Lots of fun today watching the Gold medal matches. Great job by all the archers and the coaches in the tournament!


----------



## Serious Fun (May 12, 2003)

A stellar Saturday. The top in adult and Cadets competed thru medal matches with fantastic weather. Big smiles on 8 champions. Sunday is para championship rounds plus world team round robin matches #arizonacup


----------



## Beastmaster (Jan 20, 2009)

USA Archery's write up of the Arizona Cup can be found here:

http://m.teamusa.org/USA-Archery/News/Features/2015/April/12/Archery-Talent-Delivers-in-Arizona-Heat


----------



## midwayarcherywi (Sep 24, 2006)

Congratulations to Spencer Yee. Picking off the older kids in the Cadet class must have been fun.


----------



## Serious Fun (May 12, 2003)

All Done,
Thank you archers, spectators, families and friends. Huge thank you to the judges, officials, staff, and our great volunteer family.


----------



## Mr. Roboto (Jul 13, 2012)

Why is it that we keep getting told that archery is one of the most watched events of the Olympics, and yet events like this don't make it on TV.

I would have been glued to the TV if this was televised. I pay extra for the sports package on Comcast, and yet archery (outside of hunting shows) is never shown.

How do we get these high level archery events on TV?


----------



## Serious Fun (May 12, 2003)

Mr.
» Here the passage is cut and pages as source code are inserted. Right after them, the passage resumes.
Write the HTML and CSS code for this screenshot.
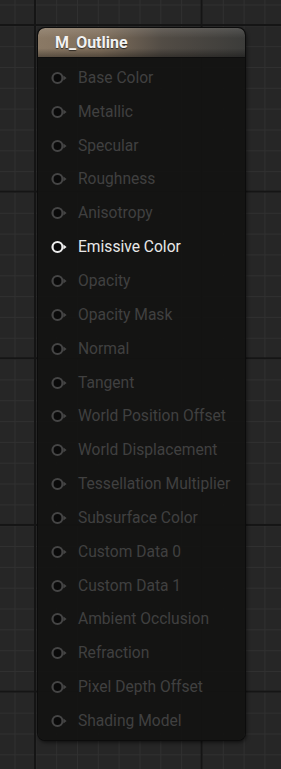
FILE: index.html
```html
<!DOCTYPE html>
<html>
<head>
  <title>M_Outline</title>
  <link rel="stylesheet" href="styles.css">
</head>
<body>
  <div class="node">
    <div class="node-header">M_Outline</div>
    <div class="node-body">
      <div class="pin"><svg class="pin-icon" width="17" height="14" viewBox="0 0 17 14"><circle cx="6.5" cy="7" r="5"/><path d="M12.4 4.6 L15.6 7 L12.4 9.4 Z"/></svg>Base Color</div>
      <div class="pin"><svg class="pin-icon" width="17" height="14" viewBox="0 0 17 14"><circle cx="6.5" cy="7" r="5"/><path d="M12.4 4.6 L15.6 7 L12.4 9.4 Z"/></svg>Metallic</div>
      <div class="pin"><svg class="pin-icon" width="17" height="14" viewBox="0 0 17 14"><circle cx="6.5" cy="7" r="5"/><path d="M12.4 4.6 L15.6 7 L12.4 9.4 Z"/></svg>Specular</div>
      <div class="pin"><svg class="pin-icon" width="17" height="14" viewBox="0 0 17 14"><circle cx="6.5" cy="7" r="5"/><path d="M12.4 4.6 L15.6 7 L12.4 9.4 Z"/></svg>Roughness</div>
      <div class="pin"><svg class="pin-icon" width="17" height="14" viewBox="0 0 17 14"><circle cx="6.5" cy="7" r="5"/><path d="M12.4 4.6 L15.6 7 L12.4 9.4 Z"/></svg>Anisotropy</div>
      <div class="pin active"><svg class="pin-icon" width="17" height="14" viewBox="0 0 17 14"><circle cx="6.5" cy="7" r="5"/><path d="M12.4 4.6 L15.6 7 L12.4 9.4 Z"/></svg>Emissive Color</div>
      <div class="pin"><svg class="pin-icon" width="17" height="14" viewBox="0 0 17 14"><circle cx="6.5" cy="7" r="5"/><path d="M12.4 4.6 L15.6 7 L12.4 9.4 Z"/></svg>Opacity</div>
      <div class="pin"><svg class="pin-icon" width="17" height="14" viewBox="0 0 17 14"><circle cx="6.5" cy="7" r="5"/><path d="M12.4 4.6 L15.6 7 L12.4 9.4 Z"/></svg>Opacity Mask</div>
      <div class="pin"><svg class="pin-icon" width="17" height="14" viewBox="0 0 17 14"><circle cx="6.5" cy="7" r="5"/><path d="M12.4 4.6 L15.6 7 L12.4 9.4 Z"/></svg>Normal</div>
      <div class="pin"><svg class="pin-icon" width="17" height="14" viewBox="0 0 17 14"><circle cx="6.5" cy="7" r="5"/><path d="M12.4 4.6 L15.6 7 L12.4 9.4 Z"/></svg>Tangent</div>
      <div class="pin"><svg class="pin-icon" width="17" height="14" viewBox="0 0 17 14"><circle cx="6.5" cy="7" r="5"/><path d="M12.4 4.6 L15.6 7 L12.4 9.4 Z"/></svg>World Position Offset</div>
      <div class="pin"><svg class="pin-icon" width="17" height="14" viewBox="0 0 17 14"><circle cx="6.5" cy="7" r="5"/><path d="M12.4 4.6 L15.6 7 L12.4 9.4 Z"/></svg>World Displacement</div>
      <div class="pin"><svg class="pin-icon" width="17" height="14" viewBox="0 0 17 14"><circle cx="6.5" cy="7" r="5"/><path d="M12.4 4.6 L15.6 7 L12.4 9.4 Z"/></svg>Tessellation Multiplier</div>
      <div class="pin"><svg class="pin-icon" width="17" height="14" viewBox="0 0 17 14"><circle cx="6.5" cy="7" r="5"/><path d="M12.4 4.6 L15.6 7 L12.4 9.4 Z"/></svg>Subsurface Color</div>
      <div class="pin"><svg class="pin-icon" width="17" height="14" viewBox="0 0 17 14"><circle cx="6.5" cy="7" r="5"/><path d="M12.4 4.6 L15.6 7 L12.4 9.4 Z"/></svg>Custom Data 0</div>
      <div class="pin"><svg class="pin-icon" width="17" height="14" viewBox="0 0 17 14"><circle cx="6.5" cy="7" r="5"/><path d="M12.4 4.6 L15.6 7 L12.4 9.4 Z"/></svg>Custom Data 1</div>
      <div class="pin"><svg class="pin-icon" width="17" height="14" viewBox="0 0 17 14"><circle cx="6.5" cy="7" r="5"/><path d="M12.4 4.6 L15.6 7 L12.4 9.4 Z"/></svg>Ambient Occlusion</div>
      <div class="pin"><svg class="pin-icon" width="17" height="14" viewBox="0 0 17 14"><circle cx="6.5" cy="7" r="5"/><path d="M12.4 4.6 L15.6 7 L12.4 9.4 Z"/></svg>Refraction</div>
      <div class="pin"><svg class="pin-icon" width="17" height="14" viewBox="0 0 17 14"><circle cx="6.5" cy="7" r="5"/><path d="M12.4 4.6 L15.6 7 L12.4 9.4 Z"/></svg>Pixel Depth Offset</div>
      <div class="pin"><svg class="pin-icon" width="17" height="14" viewBox="0 0 17 14"><circle cx="6.5" cy="7" r="5"/><path d="M12.4 4.6 L15.6 7 L12.4 9.4 Z"/></svg>Shading Model</div>
    </div>
  </div>
</body>
</html>
```

FILE: styles.css
```css
html, body {
  height: 100%;
}
body {
  margin: 0;
  padding: 28px 0 0 38px;
  box-sizing: border-box;
  font-family: Roboto, "Liberation Sans", sans-serif;
  background-color: #262626;
  background-image:
    linear-gradient(90deg, #151515 2px, transparent 2px),
    linear-gradient(#151515 2px, transparent 2px),
    linear-gradient(90deg, #303030 1px, transparent 1px),
    linear-gradient(#303030 1px, transparent 1px);
  background-size: 166.67px 166.67px, 166.67px 166.67px, 20.833px 20.833px, 20.833px 20.833px;
  background-position: 34px 24px, 34px 24px, 14.5px 4.5px, 14.5px 4.5px;
  overflow: hidden;
}
.node {
  width: 207px;
  height: 712px;
  border-radius: 7px;
  background-color: rgba(20, 20, 19, 0.96);
  box-shadow: 0 0 0 1px #0c0c0c, 1px 2px 4px rgba(0, 0, 0, 0.7);
  overflow: hidden;
}
.node-header {
  height: 29px;
  padding-left: 17px;
  line-height: 29px;
  font-size: 16px;
  font-weight: bold;
  color: #f2f2f2;
  text-shadow: 0 1px 1px rgba(0, 0, 0, 0.6);
  border-radius: 7px 7px 0 0;
  background:
    linear-gradient(rgba(255, 255, 255, 0.12), rgba(0, 0, 0, 0) 35%, rgba(0, 0, 0, 0) 70%, rgba(0, 0, 0, 0.35)),
    linear-gradient(90deg, #8a7965 0%, #806f5c 30%, #524c45 60%, #3c3c3a 100%);
  border-bottom: 1px solid #0e0e0e;
}
.node-body {
  padding-top: 3px;
}
.pin {
  display: flex;
  align-items: center;
  height: 33.85px;
  padding-left: 13px;
  font-size: 15.6px;
  color: #404040;
  white-space: nowrap;
}
.pin-icon {
  flex-shrink: 0;
  margin-right: 10px;
  fill: none;
  stroke: #454545;
  stroke-width: 2.2;
}
.pin-icon path {
  fill: #454545;
  stroke: none;
}
.pin-icon circle {
  fill: #0a0a0a;
}
.active {
  color: #e8e8e8;
}
.active .pin-icon {
  stroke: #eeeeee;
}
.active .pin-icon path {
  fill: #eeeeee;
}
```
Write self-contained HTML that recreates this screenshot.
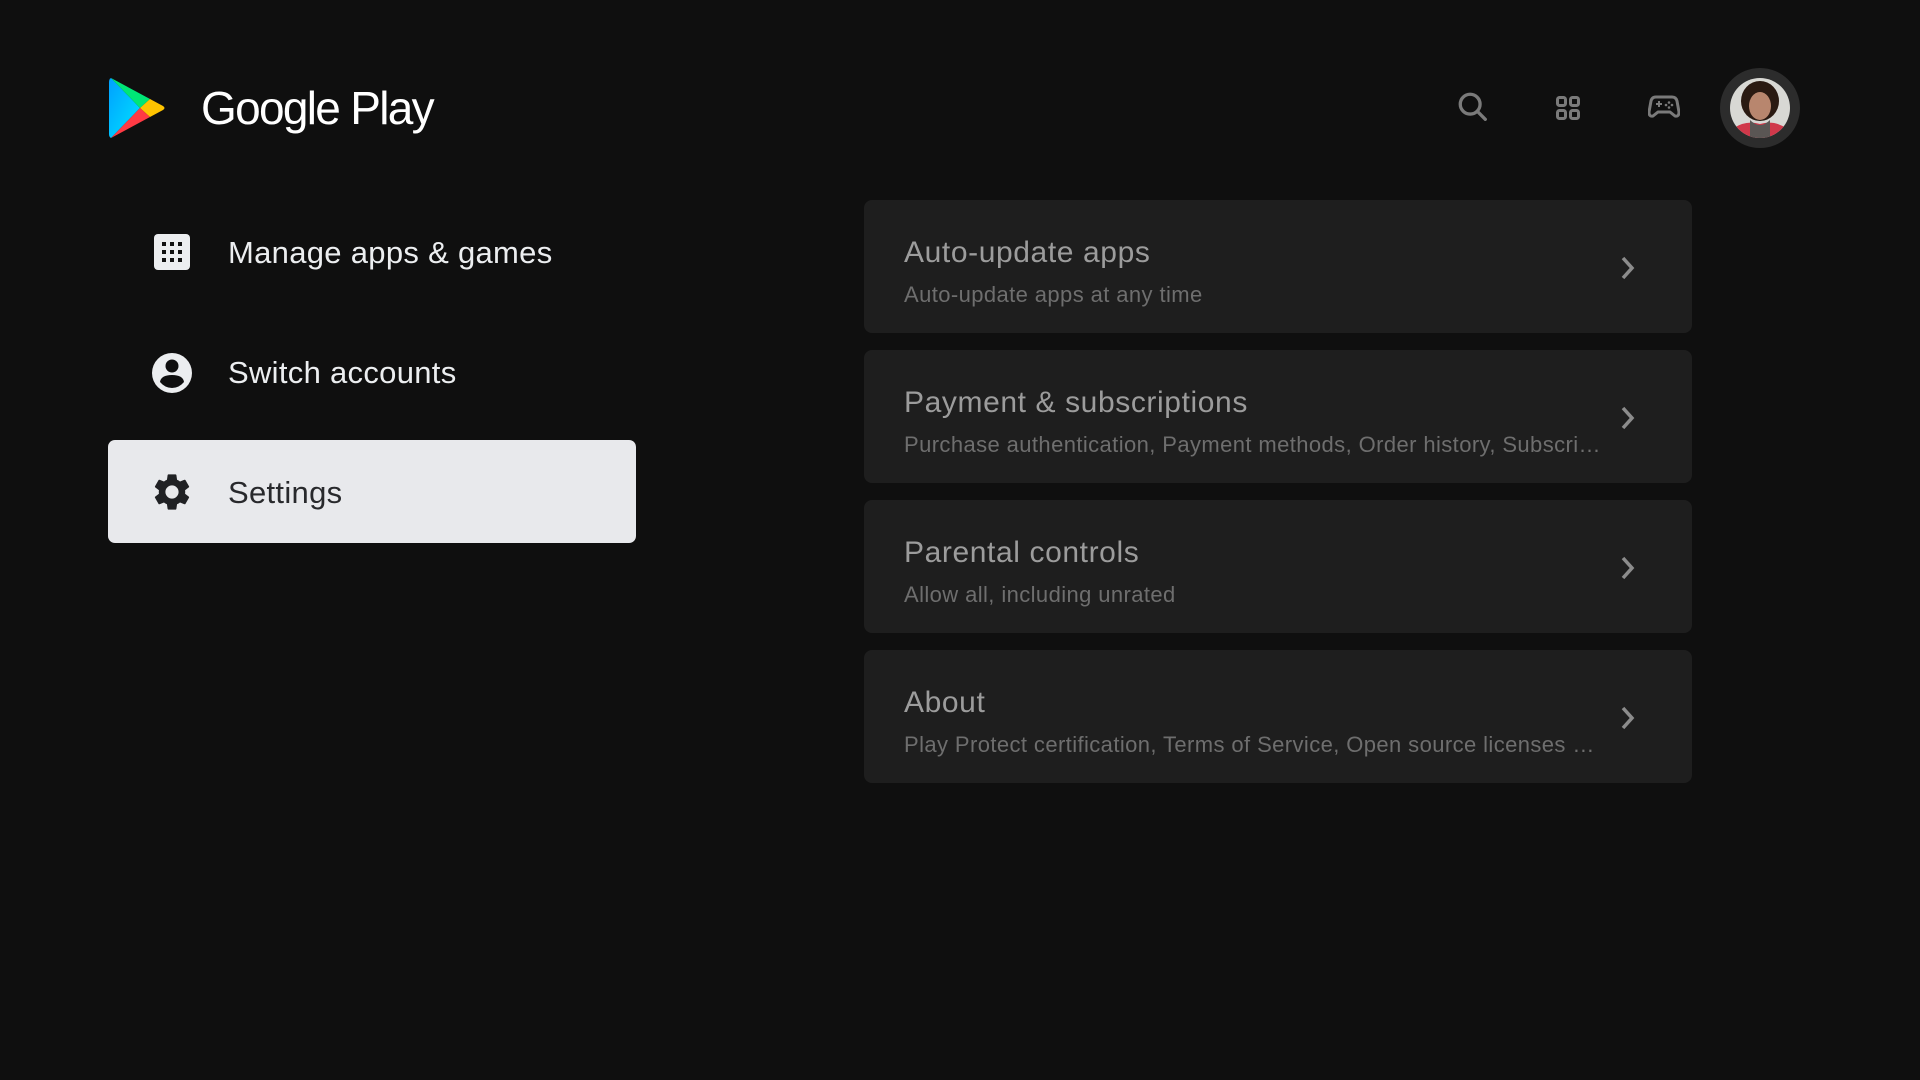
<!DOCTYPE html>
<html><head><meta charset="utf-8"><style>
*{margin:0;padding:0;box-sizing:border-box}
body{width:1920px;height:1080px;background:#0f0f0f;font-family:"Liberation Sans",sans-serif;position:relative;overflow:hidden}
.abs{position:absolute}
.logo-t{left:201px;top:80px;font-size:46px;color:#fff;letter-spacing:-1.7px;line-height:56px}
.menu{left:228px;font-size:31px;color:#eceef0;line-height:40px;letter-spacing:0.3px}
.sel{left:108px;top:440px;width:528px;height:103px;background:#e8e9ec;border-radius:7px}
.card{left:864px;width:828px;height:133px;background:#1e1e1e;border-radius:8px}
.card .t{position:absolute;left:40px;top:35px;font-size:30px;color:#9c9c9c;line-height:36px;letter-spacing:0.6px}
.card .s{position:absolute;left:40px;top:81px;font-size:22px;color:#6e6e6e;line-height:28px;width:702px;white-space:nowrap;overflow:hidden;text-overflow:ellipsis;letter-spacing:0.4px}
.card svg{position:absolute;left:754px;top:54px}
</style></head><body>
<svg class="abs" style="left:109px;top:77px" width="56" height="62" viewBox="0 0 56 62">
<defs><linearGradient id="g1" x1="0" y1="0" x2="1" y2="1"><stop offset="0" stop-color="#00a0ff"/><stop offset="1" stop-color="#00e3ff"/></linearGradient></defs>
<path d="M2 1 L31 31 L2 61 Q0 60 0 57 L0 5 Q0 2 2 1Z" fill="url(#g1)"/>
<path d="M2 1 L41 22 L31 31Z" fill="#00e676"/>
<path d="M41 22 L54 29 Q57 31 54 33 L41 40 L31 31Z" fill="#ffc400"/>
<path d="M31 31 L41 40 L2 61Z" fill="#ff3a44"/>
</svg>
<div class="abs logo-t">Google Play</div>

<svg class="abs" style="left:1456px;top:90px" width="34" height="34" viewBox="0 0 36 36"><circle cx="15" cy="15" r="10.5" fill="none" stroke="#7a7a7a" stroke-width="3.5"/><path d="M23 23 L31 31" stroke="#7a7a7a" stroke-width="3.5" stroke-linecap="round"/></svg>
<svg class="abs" style="left:1556px;top:96px" width="24" height="24" viewBox="0 0 24 24" fill="none" stroke="#7a7a7a" stroke-width="3"><rect x="1.5" y="1.5" width="8" height="8" rx="2"/><rect x="14.5" y="1.5" width="8" height="8" rx="2"/><rect x="1.5" y="14.5" width="8" height="8" rx="2"/><rect x="14.5" y="14.5" width="8" height="8" rx="2"/></svg>
<svg class="abs" style="left:1648px;top:95px" width="32" height="24" viewBox="0 0 32 24"><path d="M8 2 H24 Q28 2 29 6 L31 17 Q31 22 27 21 L22 17 H10 L5 21 Q1 22 1 17 L3 6 Q4 2 8 2Z" fill="none" stroke="#7a7a7a" stroke-width="3" stroke-linejoin="round"/><path d="M8 9 H14 M11 6 V12" stroke="#7a7a7a" stroke-width="2"/><circle cx="21" cy="7.5" r="1.3" fill="#7a7a7a"/><circle cx="24" cy="10" r="1.3" fill="#7a7a7a"/><circle cx="18" cy="10" r="1.3" fill="#7a7a7a"/><circle cx="21" cy="12.5" r="1.3" fill="#7a7a7a"/></svg>
<svg class="abs" style="left:1720px;top:68px" width="80" height="80" viewBox="0 0 80 80">
<defs><clipPath id="c"><circle cx="40" cy="40" r="30"/></clipPath></defs>
<circle cx="40" cy="40" r="40" fill="#2c2c2c"/>
<g clip-path="url(#c)"><rect width="80" height="80" fill="#d8d8d4"/>
<ellipse cx="40" cy="33" rx="19" ry="20" fill="#2a1a12"/>
<ellipse cx="40" cy="38" rx="11" ry="14" fill="#b8866e"/>
<path d="M10 80 L14 60 Q26 52 40 56 Q54 52 66 60 L70 80Z" fill="#d0384a"/>
<path d="M30 52 Q40 62 50 52 L50 72 L30 72Z" fill="#5a5654"/></g>
</svg>

<svg class="abs" style="left:154px;top:234px" width="36" height="36" viewBox="0 0 36 36"><rect width="36" height="36" rx="4" fill="#eceef0"/><g fill="#111"><rect x="8" y="8" width="4" height="4"/><rect x="16" y="8" width="4" height="4"/><rect x="24" y="8" width="4" height="4"/><rect x="8" y="16" width="4" height="4"/><rect x="16" y="16" width="4" height="4"/><rect x="24" y="16" width="4" height="4"/><rect x="8" y="24" width="4" height="4"/><rect x="16" y="24" width="4" height="4"/><rect x="24" y="24" width="4" height="4"/></g></svg>
<div class="abs menu" style="top:233px">Manage apps &amp; games</div>
<svg class="abs" style="left:151px;top:352px" width="42" height="42" viewBox="0 0 42 42"><circle cx="21" cy="21" r="20" fill="#eceef0"/><circle cx="21" cy="14" r="6.5" fill="#0f0f0f"/><path d="M9 30 Q10 23 21 23 Q32 23 33 30 Q28 36 21 36 Q14 36 9 30Z" fill="#0f0f0f"/></svg>
<div class="abs menu" style="top:353px">Switch accounts</div>
<div class="abs sel"></div>
<svg class="abs" style="left:150px;top:470px" width="44" height="44" viewBox="0 0 24 24"><path fill="#202124" d="M19.14 12.94c.04-.3.06-.61.06-.94 0-.32-.02-.64-.07-.94l2.030-1.58a.49.49 0 0 0 .12-.61l-1.92-3.32a.49.49 0 0 0-.59-.22l-2.39.96c-.5-.38-1.03-.7-1.62-.94l-.36-2.54a.48.48 0 0 0-.48-.41h-3.84c-.24 0-.43.17-.47.41l-.36 2.54c-.59.24-1.13.57-1.62.94l-2.39-.96a.49.49 0 0 0-.59.22L2.74 8.87c-.12.21-.08.47.12.61l2.03 1.58c-.05.3-.09.63-.09.94s.02.64.07.94l-2.03 1.58a.49.49 0 0 0-.12.61l1.92 3.32c.12.22.37.29.59.22l2.39-.96c.5.38 1.030.7 1.62.94l.36 2.54c.05.24.24.41.48.41h3.84c.24 0 .44-.17.47-.41l.36-2.54c.59-.24 1.13-.56 1.62-.94l2.39.96c.22.08.47 0 .59-.22l1.92-3.32c.12-.22.07-.47-.12-.61l-2.010-1.58zM12 15.6c-1.98 0-3.6-1.62-3.6-3.6s1.62-3.6 3.6-3.6 3.6 1.62 3.6 3.6-1.62 3.6-3.6 3.6z"/></svg>
<div class="abs menu" style="top:473px;color:#28292c">Settings</div>

<div class="abs card" style="top:200px"><div class="t">Auto-update apps</div><div class="s">Auto-update apps at any time</div><svg width="20" height="28" viewBox="0 0 20 28"><path d="M5 4 L14 14 L5 24" fill="none" stroke="#8c8c8c" stroke-width="3.5"/></svg></div>
<div class="abs card" style="top:350px"><div class="t">Payment &amp; subscriptions</div><div class="s">Purchase authentication, Payment methods, Order history, Subscriptions</div><svg width="20" height="28" viewBox="0 0 20 28"><path d="M5 4 L14 14 L5 24" fill="none" stroke="#8c8c8c" stroke-width="3.5"/></svg></div>
<div class="abs card" style="top:500px"><div class="t">Parental controls</div><div class="s">Allow all, including unrated</div><svg width="20" height="28" viewBox="0 0 20 28"><path d="M5 4 L14 14 L5 24" fill="none" stroke="#8c8c8c" stroke-width="3.5"/></svg></div>
<div class="abs card" style="top:650px"><div class="t">About</div><div class="s">Play Protect certification, Terms of Service, Open source licenses and more</div><svg width="20" height="28" viewBox="0 0 20 28"><path d="M5 4 L14 14 L5 24" fill="none" stroke="#8c8c8c" stroke-width="3.5"/></svg></div>
</body></html>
Roboto said:


> Why is it that we keep getting told that archery is one of the most watched events of the Olympics, and yet events like this don't make it on TV.
> 
> I would have been glued to the TV if this was televised. I pay extra for the sports package on Comcast, and yet archery (outside of hunting shows) is never shown.
> 
> How do we get these high level archery events on TV?


A sponsor would be needed to pay for TV coverage to avoid raising the entry fee even more. In the mean time https://www.youtube.com/user/archerytv provides some nice coverage of international target archery.


----------



## Beastmaster (Jan 20, 2009)

USA Archery did try out Periscope. Certain matches were broadcast live and are archived. Here's Khatuna's Gold Medal match. 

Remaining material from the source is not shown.